Thank you to NetGalley and Penzler Publishers for providing me with an eARC in exchange for my honest review!
What’s new, everyone? The Only Child, the just-published mystery novel by Kayte Nunn (The Botanist’s Daughter), follows a slow-burn mystery that cuts back and forth between the past and the present. First, there’s the year 1949, during which a pregnant teenage girl named Brigid is shipped off to Fairmile, a home for unwed mothers that resides on Orcades Island in Puget Sound. This is an environment that pressures the moms-to-be to place their babies for adoption rather than letting them bring the babies back home, with authoritarian Catholic nuns in place to maintain the strict rules and instill shame in the young women who are carrying children out of wedlock. Then there’s the other half of the plot, which is set in 2013 and follows former city police detective Frankie Gray as she’s moving from Australia to the U.S., relocating to Orcades Island, and reuniting with her daughter Izzy after a separation period of five years. It initially looks like Frankie and Izzy will have plenty of time to focus on reconnecting, but then a former Fairmile nun dies under dubious circumstances at an assisted living facility. The situation only grow murkier when an infant’s skeleton is dug up from Fairmile, which Frankie’s mother Diana has been renovating into an inn.

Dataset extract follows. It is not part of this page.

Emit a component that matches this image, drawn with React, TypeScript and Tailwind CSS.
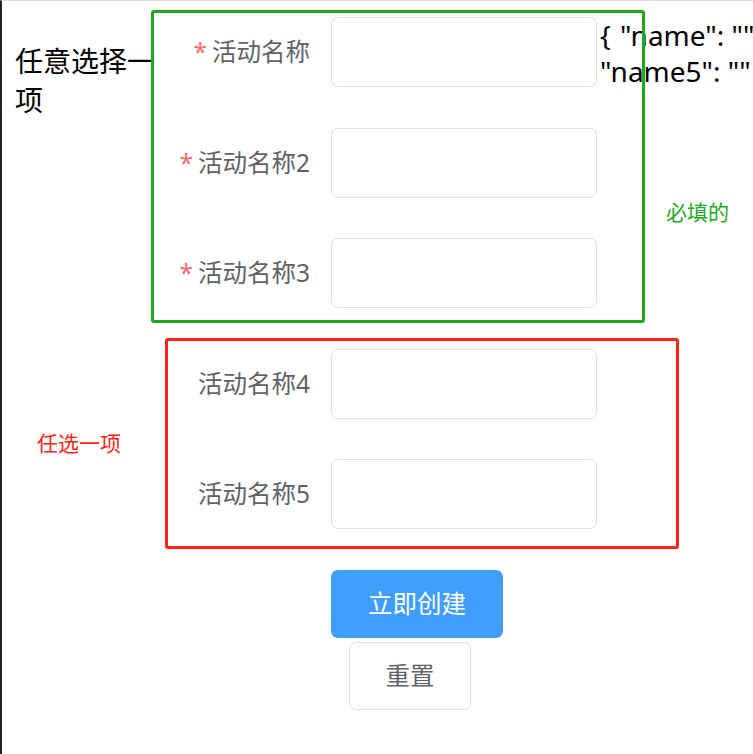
import React from "react";

const font = { fontFamily: '"Noto Sans", "Noto Sans CJK SC", sans-serif' };

function Row({ label, required, className }: { label: string; required?: boolean; className?: string }) {
  return (
    <div className={"flex items-center h-[70px] " + (className ?? "")}>
      <div className="w-[176px] pr-[21px] text-right text-[24.5px] leading-[70px] text-[#606266] whitespace-nowrap">
        {required && <span className="text-[#f56c6c] mr-[5px]">*</span>}
        {label}
      </div>
      <div className="w-[266px] h-[70px] border border-[#dcdfe6] rounded-[7px] bg-white" />
    </div>
  );
}

export default function App() {
  return (
    <div
      className="relative h-[754px] w-[753px] overflow-hidden border-t border-l-2 border-t-[#dcdcdc] border-l-[#222222] bg-white"
      style={font}
    >
      <div className="flex items-start">
        <div className="ml-[13px] mt-[41px] w-[140px] shrink-0 text-[28px] leading-[39px] text-black">
          任意选择一项
        </div>
        <div className="w-[442px] shrink-0 pt-[16px] flex flex-col">
          <Row label="活动名称" required />
          <Row label="活动名称2" required className="mt-[41px]" />
          <Row label="活动名称3" required className="mt-[40px]" />
          <Row label="活动名称4" className="mt-[41px]" />
          <Row label="活动名称5" className="mt-[40px]" />
          <div className="ml-[176px] mt-[41px] w-[266px] flex flex-col items-start">
            <button className="w-[172px] h-[68px] rounded-[7px] bg-[#409eff] text-white text-[24.5px]">
              立即创建
            </button>
            <button className="ml-[18px] mt-[4px] w-[122px] h-[68px] rounded-[7px] border border-[#dcdfe6] bg-white text-[#606266] text-[24.5px]">
              重置
            </button>
          </div>
        </div>
        <div className="ml-[3px] pt-[16px] shrink-0 text-[28px] leading-[36px] text-black whitespace-pre">
          <div>
            <span className="inline-block w-[20px]">{"{"}</span>
            {'"name": "", "name2": "", "name3": "", "name4": "",'}
          </div>
          <div>{'"name5": "" }'}</div>
        </div>
      </div>

      <div className="absolute left-[149px] top-[9px] w-[494px] h-[313px] border-[3px] border-[#1fa91f] rounded-[3px]" />
      <div className="absolute left-[163px] top-[337px] w-[514px] h-[211px] border-[3px] border-[#ff2216] rounded-[3px]" />
      <div className="absolute left-[664px] top-[201px] text-[21px] leading-[21px] text-[#1fa91f]">必填的</div>
      <div className="absolute left-[35px] top-[432px] text-[21px] leading-[21px] text-[#ff2216]">任选一项</div>
    </div>
  );
}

While this is being marketed as a mystery novel, I think it’s important to clarify that this isn’t the kind of mystery that hinges on jaw-dropping twists and quick pacing. Instead, it leans much more heavily toward setting up a moody, almost smoky atmosphere that slowly draws you in and incrementally builds up the tension until a specific reveal that greatly escalates the pressure at the start of the third act, shifting the tone into that of a full-on psychological thriller. Before that point, it’s all a slow-burn, so just make sure you keep that in mind while reading The Only Child.
The 2013 timeline is pretty engaging as Frankie resolves to learn if foul play was involved in the nun’s death, figure out what happened to the baby corpse who’d been unearthed from Fairmile, and rebuild a loving relationship with Izzy. But there were points where I wasn’t as interested in the present-day plot as I felt like I should have been; the deliberate pacing might have played a role in that. Personally, I was more enthralled by the 1949 timeline and the hardships that Brigid had to bear at Fairmile. It’s quite timely, considering our current state of abortion healthcare and all the women who have been—and are being—coerced into enduring childbirth.
Overall, segments of The Only Child can be a slog to read through, but I think it’s worth picking up, especially if its historical context appeals to you.